La Louve et ses compagnons organisaient des embuscades contre les patrouilles de gardes, libéraient les prisonniers, distribuaient de la nourriture aux plus démunis. Ils étaient considérés comme des héros par la population, des Robin des Bois des temps modernes. Mais leurs actions, aussi courageuses soient-elles, ne pouvaient suffire à vaincre la puissance de l’État. La Reynie, avec ses méthodes impitoyables, finissait toujours par avoir le dessus.

La Disparition de la Cour des Miracles?

Au fil des années, la Cour des Miracles se transforma. Les masures délabrées furent remplacées par des immeubles plus décents, les ruelles sombres furent éclairées, les mendiants et les criminels furent chassés. La Reynie avait réussi son pari : assainir ce quartier maudit, le transformer en un lieu respectable. Mais à quel prix ? La destruction d’un monde à part, la disparition d’une culture unique, la dispersion d’une population marginalisée.

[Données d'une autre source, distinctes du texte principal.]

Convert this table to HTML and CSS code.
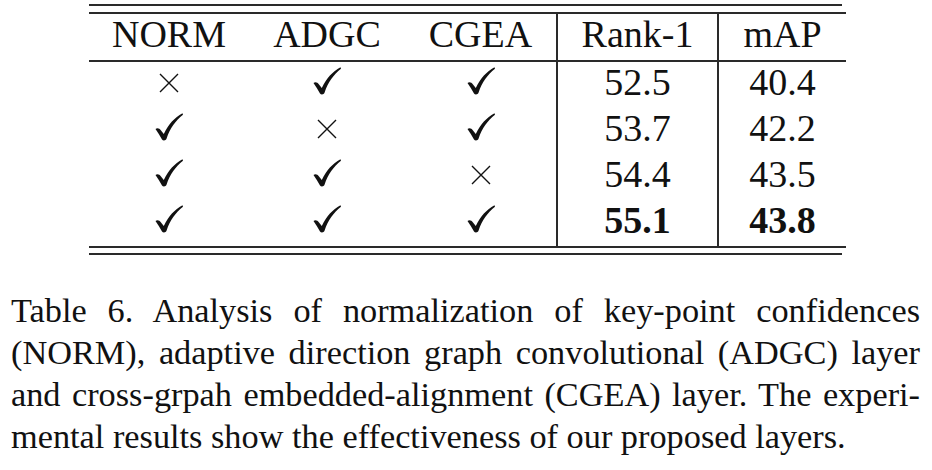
FILE: index.html
```html
<!DOCTYPE html>
<html>
<head>
<meta charset="utf-8">
<link rel="stylesheet" href="styles.css">
</head>
<body>
<div class="page">
  <div class="table-wrap">
    <table class="results">
      <thead>
        <tr>
          <th class="c1">NORM</th>
          <th class="c2">ADGC</th>
          <th class="c3">CGEA</th>
          <th class="c4 vl">Rank-1</th>
          <th class="c5 vl">mAP</th>
        </tr>
      </thead>
      <tbody>
        <tr>
          <td><svg class="cross" viewBox="0 0 20 20"><path d="M1 1 L19 19 M19 1 L1 19"/></svg></td>
          <td><svg class="check" viewBox="0 0 28 28"><path d="M0.5 16 C2.5 14.5 4.5 15.5 6 17.5 L8.8 21 C13.5 11.5 19.5 4.5 27.5 0.3 L28 1.8 C20.5 7.8 15 15 11.5 25.8 C10.8 27.8 8 28 7 26.5 C5 23 3 19.5 0.5 16 Z"/></svg></td>
          <td><svg class="check" viewBox="0 0 28 28"><path d="M0.5 16 C2.5 14.5 4.5 15.5 6 17.5 L8.8 21 C13.5 11.5 19.5 4.5 27.5 0.3 L28 1.8 C20.5 7.8 15 15 11.5 25.8 C10.8 27.8 8 28 7 26.5 C5 23 3 19.5 0.5 16 Z"/></svg></td>
          <td class="vl">52.5</td>
          <td class="vl">40.4</td>
        </tr>
        <tr>
          <td><svg class="check" viewBox="0 0 28 28"><path d="M0.5 16 C2.5 14.5 4.5 15.5 6 17.5 L8.8 21 C13.5 11.5 19.5 4.5 27.5 0.3 L28 1.8 C20.5 7.8 15 15 11.5 25.8 C10.8 27.8 8 28 7 26.5 C5 23 3 19.5 0.5 16 Z"/></svg></td>
          <td><svg class="cross" viewBox="0 0 20 20"><path d="M1 1 L19 19 M19 1 L1 19"/></svg></td>
          <td><svg class="check" viewBox="0 0 28 28"><path d="M0.5 16 C2.5 14.5 4.5 15.5 6 17.5 L8.8 21 C13.5 11.5 19.5 4.5 27.5 0.3 L28 1.8 C20.5 7.8 15 15 11.5 25.8 C10.8 27.8 8 28 7 26.5 C5 23 3 19.5 0.5 16 Z"/></svg></td>
          <td class="vl">53.7</td>
          <td class="vl">42.2</td>
        </tr>
        <tr>
          <td><svg class="check" viewBox="0 0 28 28"><path d="M0.5 16 C2.5 14.5 4.5 15.5 6 17.5 L8.8 21 C13.5 11.5 19.5 4.5 27.5 0.3 L28 1.8 C20.5 7.8 15 15 11.5 25.8 C10.8 27.8 8 28 7 26.5 C5 23 3 19.5 0.5 16 Z"/></svg></td>
          <td><svg class="check" viewBox="0 0 28 28"><path d="M0.5 16 C2.5 14.5 4.5 15.5 6 17.5 L8.8 21 C13.5 11.5 19.5 4.5 27.5 0.3 L28 1.8 C20.5 7.8 15 15 11.5 25.8 C10.8 27.8 8 28 7 26.5 C5 23 3 19.5 0.5 16 Z"/></svg></td>
          <td><svg class="cross" viewBox="0 0 20 20"><path d="M1 1 L19 19 M19 1 L1 19"/></svg></td>
          <td class="vl">54.4</td>
          <td class="vl">43.5</td>
        </tr>
        <tr>
          <td><svg class="check" viewBox="0 0 28 28"><path d="M0.5 16 C2.5 14.5 4.5 15.5 6 17.5 L8.8 21 C13.5 11.5 19.5 4.5 27.5 0.3 L28 1.8 C20.5 7.8 15 15 11.5 25.8 C10.8 27.8 8 28 7 26.5 C5 23 3 19.5 0.5 16 Z"/></svg></td>
          <td><svg class="check" viewBox="0 0 28 28"><path d="M0.5 16 C2.5 14.5 4.5 15.5 6 17.5 L8.8 21 C13.5 11.5 19.5 4.5 27.5 0.3 L28 1.8 C20.5 7.8 15 15 11.5 25.8 C10.8 27.8 8 28 7 26.5 C5 23 3 19.5 0.5 16 Z"/></svg></td>
          <td><svg class="check" viewBox="0 0 28 28"><path d="M0.5 16 C2.5 14.5 4.5 15.5 6 17.5 L8.8 21 C13.5 11.5 19.5 4.5 27.5 0.3 L28 1.8 C20.5 7.8 15 15 11.5 25.8 C10.8 27.8 8 28 7 26.5 C5 23 3 19.5 0.5 16 Z"/></svg></td>
          <td class="vl best">55.1</td>
          <td class="vl best">43.8</td>
        </tr>
      </tbody>
    </table>
  </div>
  <p class="caption">
    <span class="line">Table 6. Analysis of normalization of key-point confidences</span>
    <span class="line">(NORM), adaptive direction graph convolutional (ADGC) layer</span>
    <span class="line">and cross-grpah embedded-alignment (CGEA) layer. The experi-</span>
    <span class="line last">mental results show the effectiveness of our proposed layers.</span>
  </p>
</div>
</body>
</html>
```

FILE: styles.css
```css
html, body {
  margin: 0;
  padding: 0;
  background: #ffffff;
}

.page {
  width: 932px;
  height: 470px;
  overflow: hidden;
  font-family: "Liberation Serif", "Times New Roman", serif;
  color: #111111;
}

.table-wrap {
  margin: 4px 0 0 89px;
  width: 753px;
  border-top: 2px solid #2a2a2a;
  border-bottom: 2px solid #2a2a2a;
  padding: 6px 0 5px;
}

.results {
  width: 753px;
  border-collapse: collapse;
  table-layout: fixed;
  border-top: 2px solid #2a2a2a;
  border-bottom: 2px solid #2a2a2a;
  font-size: 38px;
}

.results th,
.results td {
  padding: 0 0 6px;
  height: 40px;
  line-height: 40px;
  text-align: center;
  font-weight: normal;
  vertical-align: top;
}

.results thead tr {
  border-bottom: 2px solid #2a2a2a;
}

.results .c1 { width: 160px; }
.results .c2 { width: 156px; }
.results .c3 { width: 151px; }
.results .c4 { width: 159px; }
.results .c5 { width: 127px; }

.results .vl {
  border-left: 2px solid #2a2a2a;
}

.results .best {
  font-weight: bold;
}

.check {
  width: 28px;
  height: 28px;
  display: inline-block;
  vertical-align: top;
  margin-top: 5px;
  fill: #111111;
}

.cross {
  width: 20px;
  height: 20px;
  display: inline-block;
  vertical-align: top;
  margin-top: 11px;
  fill: none;
  stroke: #111111;
  stroke-width: 1.4;
}

.caption {
  margin: 34px 0 0 11px;
  width: 909px;
  font-size: 34.3px;
  line-height: 42px;
}

.caption .line {
  display: block;
  white-space: nowrap;
  text-align: justify;
  text-align-last: justify;
}

.caption .line.last {
  text-align-last: left;
}
```
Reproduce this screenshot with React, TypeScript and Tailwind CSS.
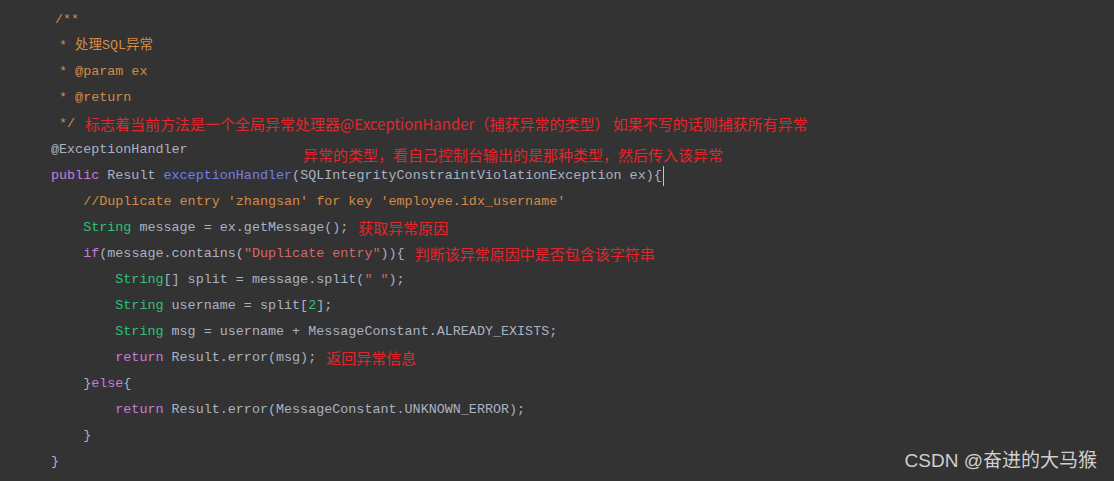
import React from "react";

const C = {
  text: "text-[#a9b2c3]",
  kw: "text-[#c77dd7]",
  fn: "text-[#747ee8]",
  type: "text-[#2fc07a]",
  cmt: "text-[#d38b47]",
  str: "text-[#d06a6a]",
};

const mono = { fontFamily: '"Liberation Mono", "DejaVu Sans Mono", "Noto Sans CJK SC", monospace' };
const cjk = { fontFamily: '"Noto Sans CJK SC", "Liberation Sans", sans-serif' };

function Note({ children }: { children: React.ReactNode }) {
  return (
    <span className="ml-[10px] text-[15px] text-[#e3262c]" style={cjk}>
      {children}
    </span>
  );
}

function Line({ children, indent = 0 }: { children?: React.ReactNode; indent?: number }) {
  return (
    <div className="flex h-[26px] items-center whitespace-pre">
      <span>{" ".repeat(indent)}</span>
      {children}
    </div>
  );
}

export default function App() {
  return (
    <div className="relative h-[481px] w-[1114px] overflow-hidden bg-[#333333]">
      <div className={`pl-[51px] pt-[7px] text-[13.4px] ${C.text}`} style={mono}>
        <Line>
          <span className={`ml-[4px] ${C.cmt}`}>/**</span>
        </Line>
        <Line>
          <span className={C.cmt}> * 处理SQL异常</span>
        </Line>
        <Line>
          <span className={C.cmt}> * @param ex</span>
        </Line>
        <Line>
          <span className={C.cmt}> * @return</span>
        </Line>
        <Line>
          <span className={C.cmt}> */</span>
          <Note>标志着当前方法是一个全局异常处理器@ExceptionHander（捕获异常的类型） 如果不写的话则捕获所有异常</Note>
        </Line>
        <Line>
          <span>@ExceptionHandler</span>
        </Line>
        <Line>
          <span className={C.kw}>public</span>
          <span> Result </span>
          <span className={C.fn}>exceptionHandler</span>
          <span>(SQLIntegrityConstraintViolationException ex){"{"}</span>
          <span className="ml-px inline-block h-[20px] w-px bg-[#c0c4cc]" />
        </Line>
        <Line indent={4}>
          <span className={C.cmt}>//Duplicate entry 'zhangsan' for key 'employee.idx_username'</span>
        </Line>
        <Line indent={4}>
          <span className={C.type}>String</span>
          <span> message = ex.getMessage();</span>
          <Note>获取异常原因</Note>
        </Line>
        <Line indent={4}>
          <span className={C.kw}>if</span>
          <span>(message.contains(</span>
          <span className={C.str}>"Duplicate entry"</span>
          <span>)){"{"}</span>
          <Note>判断该异常原因中是否包含该字符串</Note>
        </Line>
        <Line indent={8}>
          <span className={C.type}>String</span>
          <span>[] split = message.split(</span>
          <span className={C.str}>" "</span>
          <span>);</span>
        </Line>
        <Line indent={8}>
          <span className={C.type}>String</span>
          <span> username = split[</span>
          <span className={C.type}>2</span>
          <span>];</span>
        </Line>
        <Line indent={8}>
          <span className={C.type}>String</span>
          <span> msg = username + MessageConstant.ALREADY_EXISTS;</span>
        </Line>
        <Line indent={8}>
          <span className={C.kw}>return</span>
          <span> Result.error(msg);</span>
          <Note>返回异常信息</Note>
        </Line>
        <Line indent={4}>
          <span>{"}"}</span>
          <span className={C.kw}>else</span>
          <span>{"{"}</span>
        </Line>
        <Line indent={8}>
          <span className={C.kw}>return</span>
          <span> Result.error(MessageConstant.UNKNOWN_ERROR);</span>
        </Line>
        <Line indent={4}>
          <span>{"}"}</span>
        </Line>
        <Line>
          <span>{"}"}</span>
        </Line>
      </div>

      <div
        className="absolute left-[303px] top-[145px] text-[15px] leading-[20px] text-[#e3262c]"
        style={cjk}
      >
        异常的类型，看自己控制台输出的是那种类型，然后传入该异常
      </div>

      <div
        className="absolute right-[17px] top-[449px] text-[19px] leading-[24px] text-[#cfcfcf]"
        style={{ fontFamily: '"Liberation Sans", "Noto Sans CJK SC", sans-serif' }}
      >
        CSDN @奋进的大马猴
      </div>
    </div>
  );
}
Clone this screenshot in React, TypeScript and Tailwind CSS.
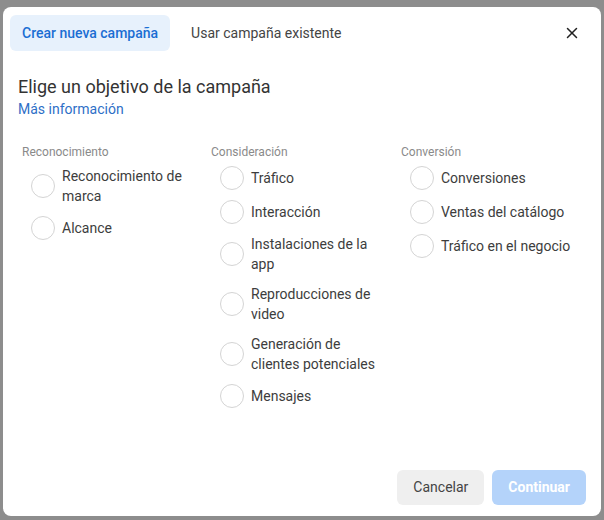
import { X } from 'lucide-react';

type Column = {
  title: string;
  options: string[];
  width: string;
};

const columns: Column[] = [
  {
    title: 'Reconocimiento',
    options: ['Reconocimiento de marca', 'Alcance'],
    width: 'w-[189px]',
  },
  {
    title: 'Consideración',
    options: [
      'Tráfico',
      'Interacción',
      'Instalaciones de la app',
      'Reproducciones de video',
      'Generación de clientes potenciales',
      'Mensajes',
    ],
    width: 'w-[190px]',
  },
  {
    title: 'Conversión',
    options: ['Conversiones', 'Ventas del catálogo', 'Tráfico en el negocio'],
    width: 'w-[190px]',
  },
];

function Radio() {
  return <div className="w-6 h-6 shrink-0 rounded-full border border-[#d4d4d4] bg-white" />;
}

export default function App() {
  return (
    <div
      className="w-[604px] h-[520px] bg-[#8d8d8d] pt-[7px] pl-[3px] overflow-hidden"
      style={{ fontFamily: 'Roboto, "Liberation Sans", sans-serif' }}
    >
      <div className="w-[598px] h-[509px] rounded-lg bg-white flex flex-col">
        {/* Tabs */}
        <div className="flex items-center pt-2 pl-[7px] pr-[20px]">
          <div className="h-9 px-3 flex items-center rounded-md bg-[#e7f1fc] text-[14px] font-medium text-[#1b6ed3]">
            Crear nueva campaña
          </div>
          <div className="h-9 px-3 ml-[9px] flex items-center text-[14px] text-[#444444]">
            Usar campaña existente
          </div>
          <X className="ml-auto w-[18px] h-[18px] text-[#222222]" strokeWidth={2} />
        </div>

        {/* Heading */}
        <div className="px-[15px] mt-6">
          <h1 className="text-[18px] leading-6 text-[#333333]">Elige un objetivo de la campaña</h1>
          <a className="block text-[14px] leading-5 text-[#2e6fc7]">Más información</a>
        </div>

        {/* Objectives */}
        <div className="flex pl-[19px] mt-[25px]">
          {columns.map((col) => (
            <div key={col.title} className={col.width}>
              <div className="text-[12px] leading-4 text-[#8a8a8a]">{col.title}</div>
              <div className="flex flex-col gap-2.5 mt-1.5 pl-[9px]">
                {col.options.map((opt) => (
                  <div key={opt} className="flex items-center gap-[7px]">
                    <Radio />
                    <span className="w-[134px] text-[14px] leading-5 text-[#3d3d3d]">{opt}</span>
                  </div>
                ))}
              </div>
            </div>
          ))}
        </div>

        {/* Footer */}
        <div className="mt-auto flex justify-end gap-2 pr-[15px] pb-[11px]">
          <button className="h-[35px] px-4 rounded-md bg-[#efefef] text-[14px] text-[#444444]">
            Cancelar
          </button>
          <button className="h-[35px] px-4 rounded-md bg-[#b4d3fa] text-[14px] font-bold text-white">
            Continuar
          </button>
        </div>
      </div>
    </div>
  );
}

La Cour des Miracles n’existe plus, du moins pas sous la forme que je vous ai décrite. Elle a été absorbée par le reste de la ville, diluée dans le flot incessant de la vie parisienne. Mais son souvenir persiste, comme une cicatrice invisible, témoignant d’un passé sombre et turbulent. On raconte que, les nuits de pleine lune, on peut encore entendre les échos des cris et des rires qui résonnaient autrefois dans ses ruelles. On dit aussi que l’esprit de La Louve erre toujours dans les parages, veillant sur les âmes perdues qui hantent encore ces lieux.

Et moi, votre humble chroniqueur, je continue à arpenter les rues de Paris, à l’affût des histoires oubliées, des secrets cachés, des vestiges d’un monde disparu. Car je sais que, sous le vernis de la civilisation, se cache toujours une part d’ombre, une part de Cour des Miracles, prête à resurgir à la moindre occasion. Gardons cela à l’esprit, mes chers lecteurs, et ne nous laissons jamais aveugler par les illusions de la modernité.